Independent councillor Gus O’Connell says that the drop in owed levies showed the council was doing a good job

The amount of development levies owed to South Dublin County Council has dropped by a third in the last three years.
Figures released to The Gazette show that the council is now owed €24.7 million in outstanding levies. In June 2010 they were owed €37 million.
The drop in money owed comes from a combination of levies being collected and written off, with SDCC saying that the bad debt figure is approximately €17 million.
The figures also show that the vast majority of levies, 48%, are owed on developments that are listed as “completed, but vacant”.
No developments are listed as incomplete and just 2% are unfinished.

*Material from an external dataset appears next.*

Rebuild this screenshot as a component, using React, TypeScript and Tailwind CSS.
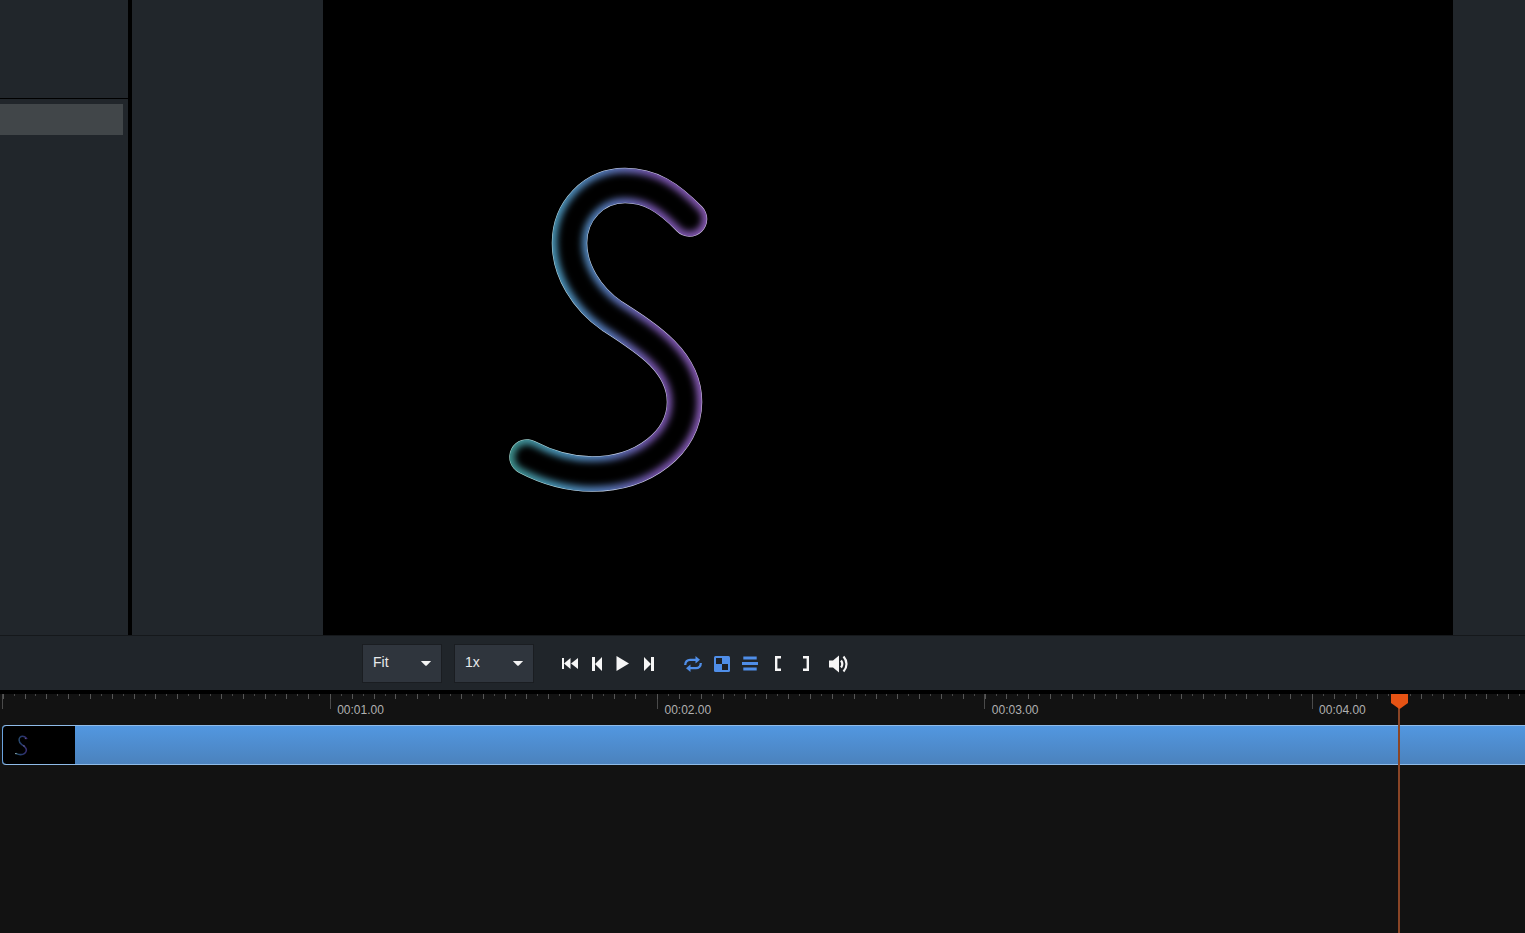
const sPath =
  "M689.5 219 C668 197 650 185.500 625 185.500 C594 185.500 569.500 211 569.500 243 C569.500 270 586 298 612 316 C648 339 684.500 362 684.500 402 C684.500 442 644 474 592 474 C568 474 548 468 527 457";

function SelectBox({ label }: { label: string }) {
  return (
    <div className="flex h-[39px] w-[80px] items-center justify-between border border-[#1a1d21] bg-[#2f353d] pl-[10px] pr-[10px] text-[14px] text-[#e8eaec]">
      <span className="-mt-[1px]">{label}</span>
      <svg viewBox="0 0 10 5" className="mt-[1px] h-[5px] w-[10px]" fill="#f4f4f4">
        <path d="M0.500 0 H9.500 Q10 0 9.700 0.500 L5.500 4.700 Q5 5 4.500 4.700 L0.300 0.500 Q0 0 0.500 0 Z" />
      </svg>
    </div>
  );
}

function Controls() {
  return (
    <div className="mt-[1px] flex items-center text-[#f6f6f6]">
      <svg viewBox="0 0 16 11" className="ml-[28px] h-[11px] w-[16px]" fill="currentColor">
        <path d="M0 0 H2 V11 H0 Z M8.500 0 V11 L2 5.500 Z M16 0 V11 L9 5.500 Z" />
      </svg>
      <svg viewBox="0 0 10 14" className="ml-[14px] h-[14px] w-[10px]" fill="currentColor">
        <path d="M0 0 H3 V14 H0 Z M10 0 V14 L3 7 Z" />
      </svg>
      <svg viewBox="0 0 13 15" className="ml-[14px] h-[15px] w-[13px]" fill="currentColor">
        <path d="M0.500 0 L13 7.500 L0.500 15 Z" />
      </svg>
      <svg viewBox="0 0 10 14" className="ml-[15px] h-[14px] w-[10px]" fill="currentColor">
        <path d="M0 0 L7 7 L0 14 Z M7 0 H10 V14 H7 Z" />
      </svg>
      <svg viewBox="0 0 18 16" className="ml-[30px] h-[16px] w-[18px] text-[#4f8ee8]" fill="none" stroke="currentColor" strokeWidth="2.300">
        <path d="M1.200 9 C1.200 5.500 3.500 3.800 6 3.800 H13" />
        <path d="M16.800 7 C16.800 10.500 14.500 12.200 12 12.200 H5" />
        <path d="M11.500 0 L16 3.800 L11.500 7.500 Z" fill="currentColor" stroke="none" />
        <path d="M6.500 8.500 L2 12.200 L6.500 16 Z" fill="currentColor" stroke="none" />
      </svg>
      <svg viewBox="0 0 16 16" className="ml-[12px] h-[16px] w-[16px]">
        <rect width="16" height="16" rx="1.500" fill="#4f8ee8" />
        <rect x="2" y="2" width="6" height="6" fill="#1d2025" />
        <rect x="8" y="8" width="6" height="6" fill="#1d2025" />
      </svg>
      <svg viewBox="0 0 16 15" className="ml-[12px] h-[15px] w-[16px]" fill="#4f8ee8">
        <rect x="1.300" y="0.500" width="13.400" height="3" />
        <rect x="0" y="6" width="16" height="3" />
        <rect x="1.300" y="11.500" width="13.400" height="3" />
      </svg>
      <svg viewBox="0 0 6 15" className="ml-[17px] h-[15px] w-[6px]" fill="none" stroke="#f6f6f6" strokeWidth="2.400">
        <path d="M6 1.200 H1.200 V13.800 H6" />
      </svg>
      <svg viewBox="0 0 6 15" className="ml-[22px] h-[15px] w-[6px]" fill="none" stroke="#f6f6f6" strokeWidth="2.400">
        <path d="M0 1.200 H4.800 V13.800 H0" />
      </svg>
      <svg viewBox="0 0 19 18" className="ml-[20px] h-[18px] w-[19px]">
        <path d="M0 5.500 H4 L10 0.500 V17.500 L4 12.500 H0 Z" fill="#f6f6f6" />
        <path d="M12 5.500 C13.500 7.500 13.500 10.500 12 12.500" fill="none" stroke="#f6f6f6" strokeWidth="2.200" />
        <path d="M14.500 1.500 C18.500 6 18.500 12 14.500 16.500" fill="none" stroke="#f6f6f6" strokeWidth="2.200" />
      </svg>
    </div>
  );
}

function Ruler() {
  const minor = Array.from({ length: 140 }, (_, i) => 2.7 + i * 10.91);
  return (
    <div className="relative h-[31px] bg-[#121212] text-[12px] text-[#b0b0b0]">
      <svg className="absolute inset-0 h-[31px] w-full" aria-hidden="true">
        {minor.map((x, i) => (
          <rect key={i} x={Math.round(x)} y={0} width={1} height={i % 2 === 0 ? 5 : 2} fill={i % 2 === 0 ? "#565656" : "#484848"} />
        ))}
      </svg>
      <div className="flex pl-[2.4px]">
        {["", "00:01.00", "00:02.00", "00:03.00", "00:04.00"].map((t, i) => (
          <div key={i} className="flex h-[15px] w-[327.3px] shrink-0 items-end">
            <div className="h-full w-px bg-[#4a4a4a]" />
            <span className="relative top-[8px] pl-[6.500px] leading-[14px]">{t}</span>
          </div>
        ))}
      </div>
    </div>
  );
}

export default function App() {
  return (
    <div className="relative h-[933px] w-[1525px] overflow-hidden bg-black font-['Liberation_Sans',sans-serif]">
      <div className="flex h-[635px]">
        <div className="w-[128px] shrink-0 bg-[#21262b]">
          <div className="h-[99px] border-b border-black" />
          <div className="mt-[5px] h-[31px] w-[123px] bg-[#414649]" />
        </div>
        <div className="ml-[4px] w-[191px] shrink-0 bg-[#21262b]" />
        <div className="flex-1 bg-black">
          <svg viewBox="323 0 1130 635" className="h-[635px] w-full">
            <defs>
              <linearGradient id="edge" gradientUnits="userSpaceOnUse" x1="510" y1="0" x2="702" y2="0">
                <stop offset="0" stopColor="#3f9490" />
                <stop offset="0.25" stopColor="#4a94b8" />
                <stop offset="0.5" stopColor="#5578b8" />
                <stop offset="0.75" stopColor="#7654ac" />
                <stop offset="1" stopColor="#8458b0" />
              </linearGradient>
              <linearGradient id="rim" gradientUnits="userSpaceOnUse" x1="510" y1="0" x2="702" y2="0">
                <stop offset="0" stopColor="#b5e8e0" />
                <stop offset="0.4" stopColor="#d8ecff" />
                <stop offset="1" stopColor="#e2d2f6" />
              </linearGradient>
              <filter id="soft" filterUnits="userSpaceOnUse" x="480" y="140" width="260" height="380">
                <feGaussianBlur stdDeviation="3.500" />
              </filter>
            </defs>
            <path d={sPath} fill="none" stroke="url(#rim)" strokeWidth="35.500" strokeLinecap="round" />
            <path d={sPath} fill="none" stroke="url(#edge)" strokeWidth="34.500" strokeLinecap="round" />
            <path d={sPath} fill="none" stroke="#000" strokeWidth="25" strokeLinecap="round" filter="url(#soft)" />
          </svg>
        </div>
        <div className="w-[72px] shrink-0 bg-[#21262b]" />
      </div>

      <div className="flex h-[55px] items-center border-t border-[#15181b] bg-[#20252a] pl-[362px]">
        <SelectBox label="Fit" />
        <div className="ml-[12px]">
          <SelectBox label="1x" />
        </div>
        <Controls />
      </div>

      <div className="h-[4px] bg-black" />
      <Ruler />

      <div className="h-[208px] bg-[#121212]">
        <div className="ml-[2px] flex h-[40px] overflow-hidden rounded-l-[4px] border border-x-0 border-[#8fbbe8] bg-[linear-gradient(#5297e0,#4b82bd)]">
          <div className="flex w-[73px] shrink-0 items-center rounded-l-[4px] border-l border-[#6ba3de] bg-black pl-[12px]">
            <svg viewBox="505 165 205 330" className="h-[21px] w-[13px]">
              <defs>
                <linearGradient id="thumb" gradientUnits="userSpaceOnUse" x1="510" y1="0" x2="702" y2="0">
                  <stop offset="0" stopColor="#2a5a68" />
                  <stop offset="0.5" stopColor="#263c70" />
                  <stop offset="1" stopColor="#3a2a70" />
                </linearGradient>
              </defs>
              <path d={sPath} fill="none" stroke="url(#thumb)" strokeWidth="24" strokeLinecap="round" />
              <rect x="510" y="450" width="16" height="16" fill="#cfe8ee" />
              <rect x="660" y="215" width="14" height="14" fill="#8f80c8" />
              <rect x="640" y="330" width="14" height="14" fill="#b8b0e0" />
            </svg>
          </div>
        </div>
      </div>

      <div className="absolute left-[1398px] top-[694px] h-[239px] w-[2px] bg-[#8a4526]" />
      <svg viewBox="0 0 17 15" className="absolute left-[1391px] top-[694px] h-[15px] w-[17px]">
        <path d="M0 0 H17 V9 L9 14.700 Q8.500 15 8 14.700 L0 9 Z" fill="#e65314" />
      </svg>
    </div>
  );
}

Over one fifth, 22%, are listed as being owed on “stopped” developments and 21% are completed and occupied.
Independent councillor Gus O’Connell, who is on the council’s audit committee, says that the drop in owed levies showed the council was doing a good job, but that more needed to be done.
“It’s a very tough environment at the moment and [during the boom] we were one of the best counties in a way, so we were quite lucky.
“We definitely had a good record and a good system in place for collecting the levies [before the crash].
“We definitely keep an eye on [the amount of outstanding levies] and I know the council has taken steps to collect the levies.”
The Palmerstown councillor said that some of the levies are “caught up in red tape” but argued that there should be a “smarter regime” in terms of the collection of development levies.
“The system is biased at the moment in favour of the developer.
“They pay levies after completion and not all of the levy gets passed back by the developer immediately.
“If the levy was paid when the house was completed, it would deter speculators,” said Cllr O’Connell.
Fianna Fail councillor Trevor Gilligan said that the figures indicated a county that could not afford to develop any more, due to prohibitive rates and levies.
“The reason there has been less development is that people and businesses can’t afford it any longer.
“I think the council needs to do more to make the county more business friendly to allow small and medium enterprises to grow, to reduce any levies we have and to reduce council rates.
“I think the main reason there has been that reduction is that people are spending less.”